The Church History Museum, formerly the Museum of Church History and Art, is the premier museum operated by the Church History Department of the Church of Jesus Christ of Latter-day Saints. It is located in Salt Lake City, Utah, and is opposite the west gates of the church's Temple Square.

The museum has collections of art, artifacts, documents, photographs, tools, clothing and furniture from the almost two-century history of the Church. Outside of the curators, administrative, and other staff, a large volunteer workforce of Latter-day Saints from the surrounding communities conduct tours of the museum's exhibits and put on many of the museum programs. The Church History Museum is open six days a week and admission is free.

==Museum history==
A major proponent of the creation of the museum was Florence S. Jacobsen, a church curator and a former general president of the Young Women organization of the church. It was dedicated and opened on April 4, 1984. When the museum opened it had 63,500-square-feet of space and early exhibits included the Mormon Panorama, the 22 historic paintings by C. C. A. Christensen about the early Church and the exhibit Paintings and Prints by Contemporary Latter-day Saint Artists. In 2012, the museum was reviewed in The New York Times, "The museum shows how earthly a religion Mormonism is, how practical its actions have been and how intimately connected its history is to the American past. The printing press, the farm, depictions of the ordinary citizens who were the first church members—we see a vision of early American democracy."
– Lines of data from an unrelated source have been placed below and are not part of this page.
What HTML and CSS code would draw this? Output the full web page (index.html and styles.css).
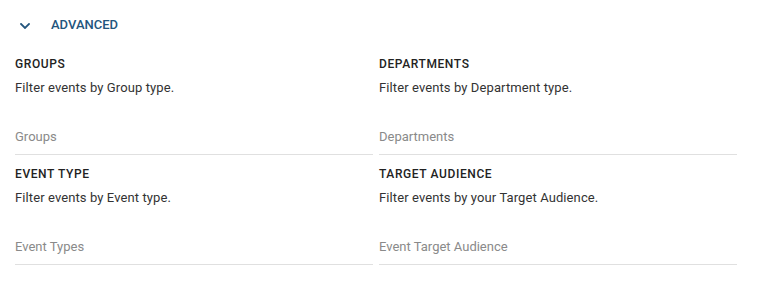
FILE: index.html
```html
<!DOCTYPE html>
<html lang="en">
<head>
    <meta charset="UTF-8">
    <meta name="viewport" content="width=device-width, initial-scale=1.0">
    <title>Advanced filters</title>
    <link rel="stylesheet" href="styles.css">
</head>
<body>
    <div class="panel">
        <div class="panel-header">
            <svg class="chevron" width="10" height="6" viewBox="0 0 10 6">
                <polyline points="1,1 5,5 9,1" fill="none" stroke="currentColor" stroke-width="1.8" stroke-linecap="square"/>
            </svg>
            <span class="panel-title">ADVANCED</span>
        </div>

        <div class="filters">
            <div class="filter">
                <div class="filter-label">GROUPS</div>
                <div class="filter-desc">Filter events by Group type.</div>
                <div class="filter-select"><span class="placeholder">Groups</span></div>
            </div>

            <div class="filter">
                <div class="filter-label">DEPARTMENTS</div>
                <div class="filter-desc">Filter events by Department type.</div>
                <div class="filter-select"><span class="placeholder">Departments</span></div>
            </div>

            <div class="filter">
                <div class="filter-label">EVENT TYPE</div>
                <div class="filter-desc">Filter events by Event type.</div>
                <div class="filter-select"><span class="placeholder">Event Types</span></div>
            </div>

            <div class="filter">
                <div class="filter-label">TARGET AUDIENCE</div>
                <div class="filter-desc">Filter events by your Target Audience.</div>
                <div class="filter-select"><span class="placeholder">Event Target Audience</span></div>
            </div>
        </div>
    </div>
</body>
</html>
```

FILE: styles.css
```css
body {
    margin: 0;
    font-family: Roboto, "Liberation Sans", Arial, sans-serif;
    background-color: #fff;
}

.panel {
    padding: 15px 26px 0 15px;
}

.panel-header {
    display: flex;
    align-items: center;
    height: 20px;
    color: #23557d;
}

.chevron {
    margin-left: 5px;
    margin-top: 1px;
}

.panel-title {
    margin-left: 21px;
    font-size: 13px;
    font-weight: 500;
    line-height: 20px;
}

.filters {
    display: grid;
    grid-template-columns: 1fr 1fr;
    column-gap: 6px;
    row-gap: 11px;
    margin-top: 21px;
}

.filter-label {
    font-size: 12px;
    font-weight: 500;
    line-height: 16px;
    letter-spacing: 0.6px;
    color: #222;
}

.filter-desc {
    margin-top: 6px;
    font-size: 13px;
    line-height: 20px;
    letter-spacing: 0.1px;
    color: #333;
}

.filter-select {
    margin-top: 29px;
    padding-bottom: 7px;
    border-bottom: 1px solid #e0e0e0;
    font-size: 13px;
    line-height: 20px;
}

.placeholder {
    color: #8a8a8a;
}
```
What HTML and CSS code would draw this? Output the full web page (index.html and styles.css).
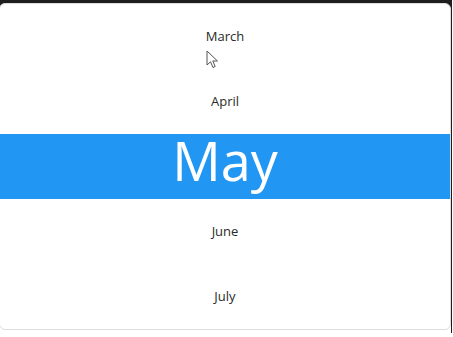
FILE: index.html
```html
<!DOCTYPE html>
<html>
<head>
<meta charset="utf-8">
<link rel="stylesheet" href="styles.css">
</head>
<body>
<div class="frame">
  <div class="picker">
    <div class="item">March</div>
    <div class="item">April</div>
    <div class="item selected">May</div>
    <div class="item">June</div>
    <div class="item">July</div>
  </div>
  <svg class="cursor" width="14" height="20" viewBox="0 0 14 20">
    <path d="M1 1 L1 15 L4.5 11.8 L7 17.5 L9.2 16.5 L6.8 11 L11.5 11 Z" fill="#fff" stroke="#555" stroke-width="1" stroke-linejoin="round"/>
  </svg>
</div>
</body>
</html>
```
FILE: styles.css
```css
html, body {
  margin: 0;
  padding: 0;
  background: #ffffff;
}
.frame {
  position: relative;
  width: 452px;
  height: 333px;
  background: linear-gradient(#1e1e1e 0 12px, #ffffff 12px);
  border-top: 2px solid #1e1e1e;
  border-right: 1px solid #1e1e1e;
  box-sizing: border-box;
}
.picker {
  width: 452px;
  height: 327px;
  box-sizing: border-box;
  margin-left: -1px;
  margin-top: 1px;
  background: #ffffff;
  border: 1px solid #dcdcdc;
  border-radius: 6px;
  display: flex;
  flex-direction: column;
  overflow: hidden;
  font-family: "Open Sans", "Liberation Sans", sans-serif;
}
.item {
  height: 65px;
  flex: 0 0 65px;
  display: flex;
  align-items: center;
  justify-content: center;
  font-size: 13px;
  color: #2a2a2a;
  padding-bottom: 2px;
  box-sizing: border-box;
}
.item.selected {
  background: #2196f3;
  color: #ffffff;
  font-size: 54px;
  line-height: 1;
  padding-bottom: 14px;
}
.cursor {
  position: absolute;
  left: 206px;
  top: 48px;
}
```
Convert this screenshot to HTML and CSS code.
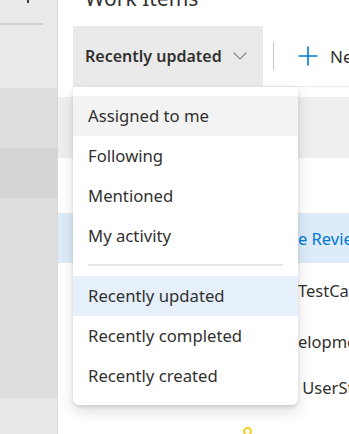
FILE: index.html
```html
<!DOCTYPE html>
<html lang="en">
<head>
    <meta charset="UTF-8">
    <meta name="viewport" content="width=device-width, initial-scale=1.0">
    <title>Work Items</title>
    <link rel="stylesheet" href="styles.css">
</head>
<body>
    <div class="nav">
        <div class="nav-top">
            <div class="nav-icon-tail"></div>
            <div class="nav-rule"></div>
        </div>
        <div class="nav-group">
            <div class="nav-item selected"></div>
        </div>
        <div class="nav-rest"></div>
    </div>

    <div class="main">
        <h1 class="title">Work Items</h1>

        <div class="toolbar">
            <button class="view-button">
                <span>Recently updated</span>
                <svg class="chevron" width="14" height="8" viewBox="0 0 14 8">
                    <path d="M0.5 0.5 L7 7 L13.5 0.5" fill="none" stroke="#8a8886" stroke-width="1.1"/>
                </svg>
            </button>
            <div class="toolbar-sep"></div>
            <button class="new-button">
                <svg width="20" height="20" viewBox="0 0 20 20">
                    <path d="M10 0.5 V19.5 M0.5 10 H19.5" fill="none" stroke="#0078d4" stroke-width="1.6"/>
                </svg>
                <span>New</span>
            </button>
        </div>

        <div class="list">
            <div class="list-header"></div>
            <div class="row tall"><span class="row-title"></span></div>
            <div class="row active"><span class="row-title link">e Review</span></div>
            <div class="row tall"><span class="row-title">TestCase</span></div>
            <div class="row"><span class="row-title">elopment</span></div>
            <div class="row"><span class="row-title">&nbsp;UserStory</span></div>
            <div class="row last">
                <span class="row-icon"></span>
                <span class="row-title">Task</span>
            </div>
        </div>

        <!-- view picker, open -->
        <div class="menu">
            <div class="menu-item hovered">Assigned to me</div>
            <div class="menu-item">Following</div>
            <div class="menu-item">Mentioned</div>
            <div class="menu-item">My activity</div>
            <div class="menu-divider"></div>
            <div class="menu-item selected">Recently updated</div>
            <div class="menu-item">Recently completed</div>
            <div class="menu-item">Recently created</div>
        </div>
    </div>
</body>
</html>
```

FILE: styles.css
```css
body {
    margin: 0;
    width: 349px;
    height: 434px;
    overflow: hidden;
    display: flex;
    font-family: "Noto Sans", "Open Sans", sans-serif;
    color: #323130;
    background-color: #fff;
}

/* left navigation */
.nav {
    width: 57px;
    flex-shrink: 0;
    border-right: 1px solid #d8d8d8;
    display: flex;
    flex-direction: column;
    background-color: #eaeaea;
}
.nav-top {
    height: 88px;
}
.nav-icon-tail {
    width: 2px;
    height: 3px;
    margin-left: 27px;
    background-color: #3a3a3a;
}
.nav-rule {
    width: 43px;
    height: 2px;
    margin-top: 20px;
    background-color: #cfcfcf;
}
.nav-group {
    height: 250px;
    padding-top: 60px;
    background-color: #dedede;
}
.nav-item {
    height: 50px;
}
.nav-item.selected {
    background-color: #d4d4d4;
}
.nav-rest {
    flex: 1;
    background-color: #e8e8e8;
}

/* main area */
.main {
    flex: 1;
    position: relative;
    overflow: hidden;
}
.title {
    margin: -12px 0 17px;
    padding-left: 27px;
    height: 21px;
    font-size: 21px;
    line-height: 21px;
    font-weight: 400;
    white-space: nowrap;
}
.toolbar {
    display: flex;
    align-items: center;
    height: 60px;
    margin-left: 15px;
    border-bottom: 1px solid #ededed;
}
.view-button {
    display: flex;
    align-items: center;
    justify-content: space-between;
    flex-shrink: 0;
    box-sizing: border-box;
    width: 190px;
    height: 60px;
    padding: 0 16px 0 12px;
    border: none;
    background-color: #eaeaea;
    font-family: inherit;
    font-size: 16px;
    font-weight: 600;
    color: #323130;
    white-space: nowrap;
}
.toolbar-sep {
    flex-shrink: 0;
    width: 1px;
    height: 28px;
    margin: 0 24px 0 10px;
    background-color: #c8c6c4;
}
.new-button {
    display: flex;
    align-items: center;
    flex-shrink: 0;
    gap: 12px;
    padding: 0;
    border: none;
    background: none;
    font-family: inherit;
    font-size: 17px;
    color: #323130;
    white-space: nowrap;
}

/* list behind the menu */
.list {
    margin-top: 10px;
}
.list-header {
    height: 61px;
    background-color: #efefef;
}
.row {
    display: flex;
    align-items: center;
    height: 46px;
    padding-left: 240px;
    font-size: 16.5px;
    white-space: nowrap;
}
.row.tall {
    height: 55px;
}
.row.active {
    height: 50px;
    background-color: #deecf9;
}
.row.last {
    height: 62px;
}
.row-title.link {
    color: #0078d4;
}
.row-icon {
    align-self: flex-start;
    flex-shrink: 0;
    width: 9px;
    height: 9px;
    margin: 17px 55px 0 -55px;
    border: 2px solid #f6cf1f;
    border-radius: 50%;
    box-sizing: border-box;
}

/* dropdown */
.menu {
    position: absolute;
    left: 15px;
    top: 87px;
    width: 225px;
    padding: 9px 0;
    background-color: #fff;
    border-radius: 2px 2px 6px 6px;
    box-shadow: 0 6.4px 14.4px rgba(0, 0, 0, 0.13), 0 1.2px 3.6px rgba(0, 0, 0, 0.11);
}
.menu-item {
    height: 40px;
    line-height: 40px;
    padding-left: 15px;
    font-size: 16.7px;
    white-space: nowrap;
}
.menu-item.hovered {
    background-color: #f3f3f3;
}
.menu-item.selected {
    background-color: #e5f0fb;
}
.menu-divider {
    height: 2px;
    margin: 8px 15px 10px;
    background-color: #e5e5e5;
}
```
In 2013, the museum hosted two exhibits to mark the 100th anniversary of the Boy Scouts of America, featuring 23 paintings by Norman Rockwell. The museum closed in October 2014 for a year-long refurbishment and remodeling of the first-floor exhibits with a renewed emphasis on Jesus Christ and the faith's founder, Joseph Smith. When the museum reopened in September 2015 the improvements and new exhibits included a replica of the Newel K. Whitney Store, the seer stone Joseph Smith purportedly used to produce the Book of Mormon, and a specially constructed 220-degree-view theater that takes viewers into a thicket of trees in upstate New York where Smith claimed a vision of God and Christ. The museum also contains the printing press that produced the first edition of the Book of Mormon in 1830 and a chair that carpenter Brigham Young built before joining the Church through baptism in 1832. In 2020, the Church History Museum and many of the other buildings on Temple Square were closed in response to the coronavirus pandemic.

==International Art Competition==
In 1987, Richard Oman started the "International Art Competition" at the Church History Museum. The competition is held every 3–4 years for artists worldwide to submit works of art in assorted mediums around specific church and gospel themes. The "11th International Art Competition" held in 2019 included 151 artists from 26 countries chosen from 947 submitted works. A ceremony honoring artists whose works were purchased for the permanent collection or earned awards of merit is held as part of each competition.

==Museum Store==
The Museum Store was founded along with the museum to support the many exhibits and programs. Over 200 works of reproduced art have been made available to the general public from the Museum's and Church's extensive collections by prominent historical Latter-day Saint artists such as C. C. A. Christensen, John Hafen, and Minerva Teichert, in addition to contemporary Latter-day Saint artists such as Walter Rane, Robert Barrett, and Arnold Friberg. The store also sells historical toys, literature, statuary, and pioneer-era clothing, such as bonnets.